The SELF_Constants module provides definitions for floating point precision across the entirety of the SELF. Additionally, there are some other useful constants, like \(\pi\), machine precision, and various CHARACTER lengths. Floating point precision is set using a C-preprocessing conditional. If the CPP flag DOUBLE_PRECISION is defined at build time, then prec=real64 (from the ISO_FORTRAN_ENV module); alternatively prec=real32. Throughout the rest of SELF, REAL types are declared with prec precision, e.g. REAL(prec).

Memory Management#

SELF is designed to provide a simplified interface for managing memory on GPU accelerated systems. Each array is declared as a Fortran pointer so that we can make use of HIP Managed Memory. This allows us to use a single pointer to reference data on both the host and device.

Quadrature#

Polynomial-based spectral and spectral element methods use discrete quadrature to approximate integrals. In nodal spectral element methods, like those implemented in SELF, functions are represented as interpolants whose interpolation knots are chosen to match specific quadrature points. The quadrature points and weights are chosen to preserve discrete orthogonality for specific polynomial basis, like Chebyshev or Legendre polynomials.

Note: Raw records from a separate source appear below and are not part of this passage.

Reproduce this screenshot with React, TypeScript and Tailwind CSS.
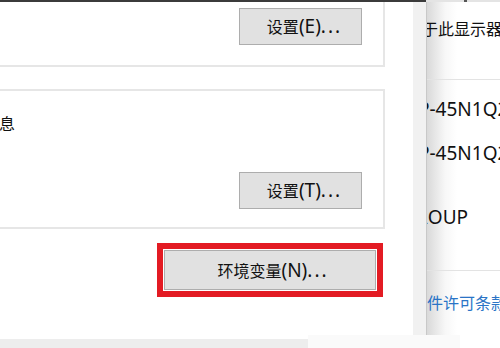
const font = { fontFamily: '"Noto Sans CJK SC", "Noto Sans", sans-serif' };

// Latin runs in the screenshot are drawn noticeably wider than the CJK glyphs
function Lat({ children, className = "" }: { children: React.ReactNode; className?: string }) {
  return <span className={`text-[19px] ${className}`} style={{ fontFamily: '"Noto Sans", sans-serif' }}>{children}</span>;
}

function WinButton({ zh, key2, className = "" }: { zh: string; key2: string; className?: string }) {
  return (
    <div
      className={`flex items-center justify-center border border-[#adadad] bg-[#e1e1e1] text-[16px] leading-none text-[#111] ${className}`}
    >
      <span className="whitespace-nowrap">
        {zh}
        <Lat>({key2})</Lat>
        <Lat className="tracking-[2px]">...</Lat>
      </span>
    </div>
  );
}

export default function App() {
  return (
    <div className="flex h-[348px] w-[500px] flex-col overflow-hidden bg-white" style={font}>
      {/* top edge of the window above */}
      <div className="flex h-[2px] shrink-0">
        <div className="w-[426px] bg-[#3b3b3b]" />
        <div className="flex-1 bg-[#e4e4e4]">
          <div className="ml-[38px] h-full w-[3px] bg-[#555]" />
        </div>
      </div>

      <div className="flex min-h-0 flex-1">
        {/* system properties dialog */}
        <div className="w-[413px] shrink-0 overflow-hidden">
          <div className="-ml-[10px] flex h-[65px] w-[395px] items-start justify-end border-r-2 border-b-2 border-[#e6e6e6] pt-[6px] pr-[21px]">
            <WinButton zh="设置" key2="E" className="h-[37px] w-[123px] pl-[8px]" />
          </div>

          <div className="-ml-[10px] mt-[22px] flex h-[140px] w-[395px] flex-col border-y-2 border-r-2 border-[#e6e6e6]">
            <div className="-ml-[1px] mt-[22px] pl-[10px] text-[16px] leading-[20px] text-[#111]">
              <span className="-ml-[16px] inline-block">信息</span>
            </div>
            <div className="mt-[39px] flex justify-end pr-[21px]">
              <WinButton zh="设置" key2="T" className="h-[37px] w-[123px] pl-[8px]" />
            </div>
          </div>

          <div className="ml-[157px] mt-[14px] w-[226px] border-[6px] border-[#e31b23] p-px">
            <WinButton zh="环境变量" key2="N" className="h-[40px] pl-[6px]" />
          </div>
        </div>

        {/* splitter */}
        <div className="w-[14px] shrink-0 border-r border-[#c8c8c8] bg-[#f1f1f1]" />

        {/* settings page behind */}
        <div className="flex min-w-0 flex-1 flex-col overflow-hidden bg-[linear-gradient(to_right,#d9d9d9,#f7f7f7_18px,#ffffff_30px)] text-[16px] leading-[20px] text-[#111]">
          <div className="-ml-[5px] mt-[16px] whitespace-nowrap">于此显示器</div>
          <div className="mt-[41px] h-px shrink-0 bg-[#e3e3e3]" />
          <div className="-ml-[9px] mt-[19px] whitespace-nowrap"><Lat>P-45N1Q2</Lat></div>
          <div className="-ml-[9px] mt-[24px] whitespace-nowrap"><Lat>P-45N1Q2</Lat></div>
          <div className="-ml-[11px] mt-[44px] whitespace-nowrap"><Lat>ROUP</Lat></div>
          <div className="mt-[43px] h-px shrink-0 bg-[#e3e3e3]" />
          <div className="mt-[21px] whitespace-nowrap text-[#2a74c6]">件许可条款</div>
        </div>
      </div>

      {/* bottom strip */}
      <div className="flex h-[13px] shrink-0">
        <div className="mt-[4px] w-[308px] bg-[#ededed]" />
        <div className="w-[152px] bg-[#fafafa]" />
        <div className="flex-1 bg-white" />
      </div>
    </div>
  );
}
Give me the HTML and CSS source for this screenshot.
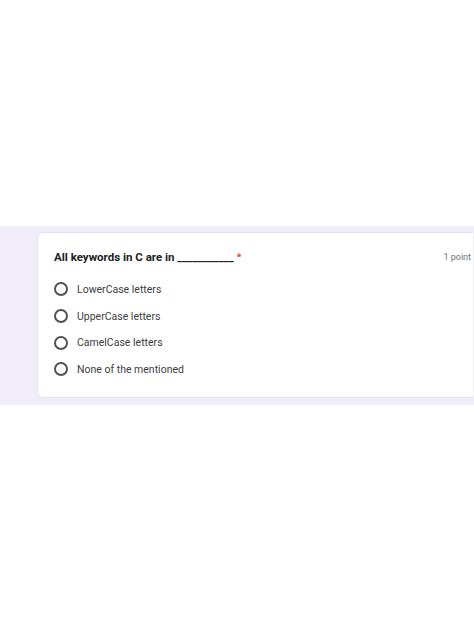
FILE: index.html
```html
<!DOCTYPE html>
<html>
<head>
<meta charset="utf-8">
<link rel="stylesheet" href="styles.css">
</head>
<body>
<div class="page">
  <div class="band">
    <div class="card">
      <div class="head">
        <div class="title">All keywords in C are in ___________ <span class="req">*</span></div>
        <div class="points">1 point</div>
      </div>
      <div class="options">
        <div class="opt"><span class="radio"></span><span class="label">LowerCase letters</span></div>
        <div class="opt"><span class="radio"></span><span class="label">UpperCase letters</span></div>
        <div class="opt"><span class="radio"></span><span class="label">CamelCase letters</span></div>
        <div class="opt"><span class="radio"></span><span class="label">None of the mentioned</span></div>
      </div>
    </div>
  </div>
</div>
</body>
</html>
```

FILE: styles.css
```css
html, body {
  margin: 0;
  padding: 0;
  background: #ffffff;
}
.page {
  width: 474px;
  height: 632px;
  padding-top: 226px;
  box-sizing: border-box;
  font-family: Roboto, "Liberation Sans", Arial, sans-serif;
}
.band {
  background: #f0edf9;
  padding: 6px 1px 7px 37px;
}
.card {
  background: #ffffff;
  border: 1px solid #e6e3ee;
  border-radius: 6px 0 0 6px;
  border-right: none;
  height: 166px;
  box-sizing: border-box;
  padding: 17px 2px 0 16px;
}
.head {
  display: flex;
  justify-content: space-between;
  align-items: flex-start;
}
.title {
  font-size: 11.5px;
  font-weight: 700;
  color: #202124;
  line-height: 14px;
}
.req {
  color: #d93025;
  font-weight: 400;
}
.points {
  font-size: 9px;
  color: #70757a;
  line-height: 14px;
  margin-top: 0;
}
.options {
  display: flex;
  flex-direction: column;
  gap: 12px;
  margin-top: 18px;
}
.opt {
  display: flex;
  align-items: center;
  height: 14.7px;
}
.radio {
  width: 10px;
  height: 10px;
  border: 2px solid #4f5256;
  border-radius: 50%;
  margin-left: 0;
  margin-right: 9px;
  flex-shrink: 0;
}
.label {
  font-size: 10.5px;
  color: #3c4043;
}
```
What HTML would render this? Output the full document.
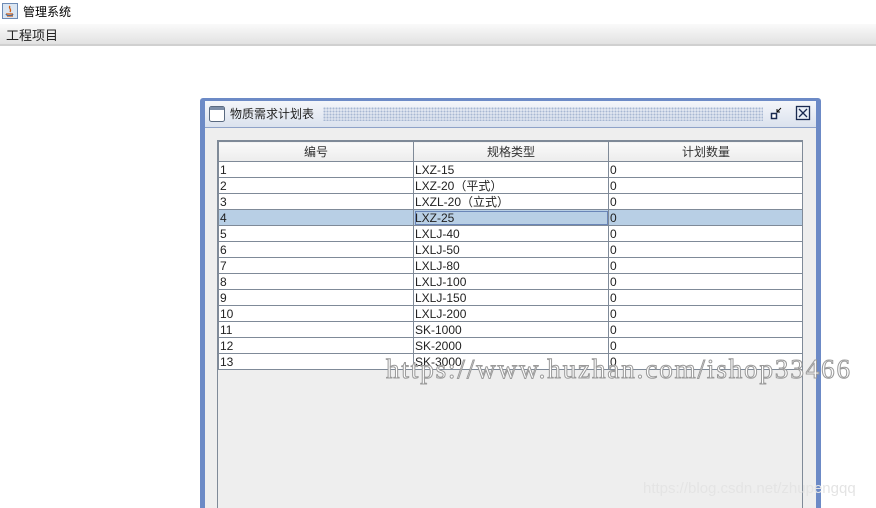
<!DOCTYPE html>
<html><head><meta charset="utf-8"><style>
*{margin:0;padding:0;box-sizing:border-box}
html,body{width:876px;height:508px;overflow:hidden}
body{background:#fff;font-family:"Liberation Sans","Noto Sans CJK SC",sans-serif;font-size:12px;color:#000;position:relative}
.abs{position:absolute}
#title{left:0;top:0;width:876px;height:24px;background:#fff}
#menu{left:0;top:24px;width:876px;height:22px;background:linear-gradient(#fafafa,#e2e2e2);border-bottom:2px solid #d0d0d0}
#frame{left:200px;top:98px;width:621px;height:410px;background:#6c8ac6;border-radius:3px 3px 0 0;overflow:hidden}
#inner{left:5px;top:3px;width:611px;height:407px;background:#eeeeee;overflow:hidden}
#tbar{left:0;top:0;width:611px;height:27px;background:linear-gradient(#f4f6fa,#dbe2ee);border-bottom:1px solid #8ea2c8}
#dots{left:118px;top:6px;width:440px;height:14px;background-image:radial-gradient(#a7b7d2 1px,transparent 1.2px);background-size:3px 3px}
#tbl{left:12px;top:39px;width:586px;height:370px;border:1px solid #7f8a98;border-bottom:none;background:#eeeeee;overflow:hidden}
table{border-collapse:collapse;width:585px;table-layout:fixed}
td,th{border:1px solid #7f8a98;font-weight:normal;padding:0 1px;line-height:14px;white-space:nowrap;overflow:hidden}
th{height:20px;background:linear-gradient(#fafafa,#ececec);text-align:center;font-family:"Noto Sans CJK SC",sans-serif;font-size:12px;color:#333}
td{height:16px;background:#fff;font-size:12px;color:#222}
tr.sel td{background:#b8cfe5}
tr.sel td.f{outline:1px solid #6a86b8;outline-offset:-2px}
.wm{left:386px;top:354px;font-family:"Liberation Serif",serif;font-size:27px;color:#fff;-webkit-text-stroke:1px #9a9a9a;letter-spacing:1.9px;white-space:nowrap}
.wm2{left:643px;top:480px;font-size:15px;color:#e4e4e4;white-space:nowrap}
</style></head><body>
<div id="title" class="abs">
 <svg class="abs" style="left:2px;top:3px" width="16" height="16"><rect x="0.5" y="0.5" width="15" height="15" fill="#dbe6f2" stroke="#6d8bb5"/><path d="M8 3c-2 2 2 3 0 6M4 11h7M5 13h6" stroke="#d05a10" stroke-width="1.3" fill="none"/><path d="M4 11c0 2 7 2 7 0" stroke="#3a6ea8" fill="none"/></svg>
 <div class="abs" style="left:23px;top:4px;font-size:12px;font-family:'Noto Sans CJK SC',sans-serif;line-height:16px">管理系统</div>
</div>
<div id="menu" class="abs"><div class="abs" style="left:6px;top:2px;font-size:13px;font-family:'Noto Sans CJK SC',sans-serif;line-height:18px;color:#222">工程项目</div></div>
<div id="frame" class="abs">
 <div id="inner" class="abs">
  <div id="tbar" class="abs">
   <svg class="abs" style="left:4px;top:5px" width="16" height="16"><rect x="0.5" y="0.5" width="15" height="15" rx="2" fill="#fff" stroke="#5a6a80"/><rect x="1" y="1" width="14" height="3" fill="#7d8ea8"/></svg>
   <div class="abs" style="left:25px;top:5px;font-size:12px;font-family:'Noto Sans CJK SC',sans-serif;line-height:16px;color:#222">物质需求计划表</div>
   <div id="dots" class="abs"></div>
   <svg class="abs" style="left:565px;top:4px" width="16" height="16"><rect x="1.5" y="8.5" width="5" height="5" fill="#fff" stroke="#1a2a50" stroke-width="1.5"/><path d="M11 3L7 7M7 4v3h3" stroke="#000" fill="none"/></svg>
   <svg class="abs" style="left:590px;top:4px" width="16" height="16"><rect x="1.5" y="1.5" width="13" height="13" fill="#e8eef6" stroke="#1a2a50" stroke-width="1.3"/><path d="M4 4l8 8M12 4l-8 8" stroke="#1a2a50" stroke-width="1.3"/></svg>
  </div>
  <div id="tbl" class="abs">
   <table>
    <colgroup><col style="width:195px"><col style="width:195px"><col style="width:195px"></colgroup>
    <tr><th>编号</th><th>规格类型</th><th>计划数量</th></tr>
    <tr><td>1</td><td>LXZ-15</td><td>0</td></tr>
    <tr><td>2</td><td>LXZ-20（平式）</td><td>0</td></tr>
    <tr><td>3</td><td>LXZL-20（立式）</td><td>0</td></tr>
    <tr class="sel"><td>4</td><td class="f">LXZ-25</td><td>0</td></tr>
    <tr><td>5</td><td>LXLJ-40</td><td>0</td></tr>
    <tr><td>6</td><td>LXLJ-50</td><td>0</td></tr>
    <tr><td>7</td><td>LXLJ-80</td><td>0</td></tr>
    <tr><td>8</td><td>LXLJ-100</td><td>0</td></tr>
    <tr><td>9</td><td>LXLJ-150</td><td>0</td></tr>
    <tr><td>10</td><td>LXLJ-200</td><td>0</td></tr>
    <tr><td>11</td><td>SK-1000</td><td>0</td></tr>
    <tr><td>12</td><td>SK-2000</td><td>0</td></tr>
    <tr><td>13</td><td>SK-3000</td><td>0</td></tr>
   </table>
  </div>
 </div>
</div>
<div class="abs wm">https://www.huzhan.com/ishop33466</div>
<div class="abs wm2">https://blog.csdn.net/zhupengqq</div>
</body></html>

The SELF_Quadrature module provides routines for generating Gauss, Gauss-Lobatto, and Gauss-Radau quadrature for both Chebyshev and Legendre basis. This module is primarily used by the SELF_Lagrange module for building Lagrange interpolating polynomials that exhibit spectral accuracy.

Lagrange Polynomials#

Data Types#

Scalars#

Vectors#

Two-point vectors#

Two-point vectors are used in the construction of Entropy-Conservative nodal DGSEM (ECDGSEM).

Using notation similar to [Winters et al. 2020], we write the flux vector in a conservation law as a block vector :

\[\begin{equation} \overleftrightarrow{\mathbf{F}} = \mathbf{F}^1 \hat{\xi_1} + \mathbf{F}^2 \hat{\xi_2} + \mathbf{F}^3 \hat{\xi_3} \end{equation}\]

where \(\hat{\xi_i}\) is the \(i^{th}\) computational coordinate direction and \(\mathbf{F}^i\) is a state vector for the flux in the \(i^{th}\) computational direction. When a two-point vector is used to represent the flux, the discrete divergence operation can be written

\[\begin{equation} \nabla \cdot \overleftrightarrow{\mathbf{F}} = 2 \sum_{n=0}^{N} \left( \mathbf{F}^1_{(i,n),j,k} D_{i,n} + \mathbf{F}^2_{i,(j,n),k} D_{j,n} + \mathbf{F}^3_{i,j,(k,n)} D_{k,n} \right) \end{equation}\]

The details of how the two-point flux are calculated is best reserved for discussions in the development of specific conservation law solvers. However, to illustrate how they are used in practice, we consider a linear flux

\[\begin{equation} \overleftrightarrow{\mathbf{F}} = A^1 \mathbf{s} \hat{\xi_1} + A^2 \mathbf{s} \hat{\xi_2} + A^3 \mathbf{s} \hat{\xi_3} \end{equation}\]

where the \(A^i\) are scalar functions that do not depend on \(\mathbf{s}\). Often the two-point fluxes are defined so that they provide equivalent discretizations that would be obtained if one started from the split form of the PDE. The two-point flux in this case is taken as the product of averages of the \(A^i\) and \(\vec{s}\), e.g.

\[\begin{equation} \mathbf{F}^1_{(i,n),j,k} = \left( \frac{A^1_{i,j,k} + A^1_{n,j,k}}{2} \right) \left(\frac{\mathbf{s}_{i,j,k} + \mathbf{s}_{n,j,k}}{2} \right) \end{equation}\]

\[\begin{equation} \mathbf{F}^2_{i,(j,n),k} = \left( \frac{A^2_{i,j,k} + A^2_{i,n,k}}{2} \right) \left(\frac{\mathbf{s}_{i,j,k} + \mathbf{s}_{i,n,k}}{2} \right) \end{equation}\]

\[\begin{equation} \mathbf{F}^3_{i,j,(k,n)} = \left( \frac{A^3_{i,j,k} + A^3_{i,j,n}}{2} \right) \left(\frac{\mathbf{s}_{i,j,k} + \mathbf{s}_{i,j,n}}{2} \right) \end{equation}\]

This has been shown to be an equivalent discretization for the split form of the advective operator.

As a practical aspect, we see that the two-point flux adds a dimension in the computational coordinates, relative to the standard "vectors" implemented in SELF. Because of this, we use the following memory layout for two-point vectors :

In 2-D

F(0:N,0:N,0:N,1:nEl,1:nvar,1:2)

and in 3-D

F(0:N,0:N,0:N,0:N,1:nEl,1:nvar,1:3)

The first dimension refers to the directional component (physical or computational) of the vector. The second dimension is a computational coordinate direction and variations in this dimensions are equivalent to looping over \(n\) in the two-point vector representation shown above. The remaining array dimensions of size 0:N are computational coordinate directions and are the usual (i,j,k) dimensions, in this order. This is followed by the dimension over the solution variables and then the elements.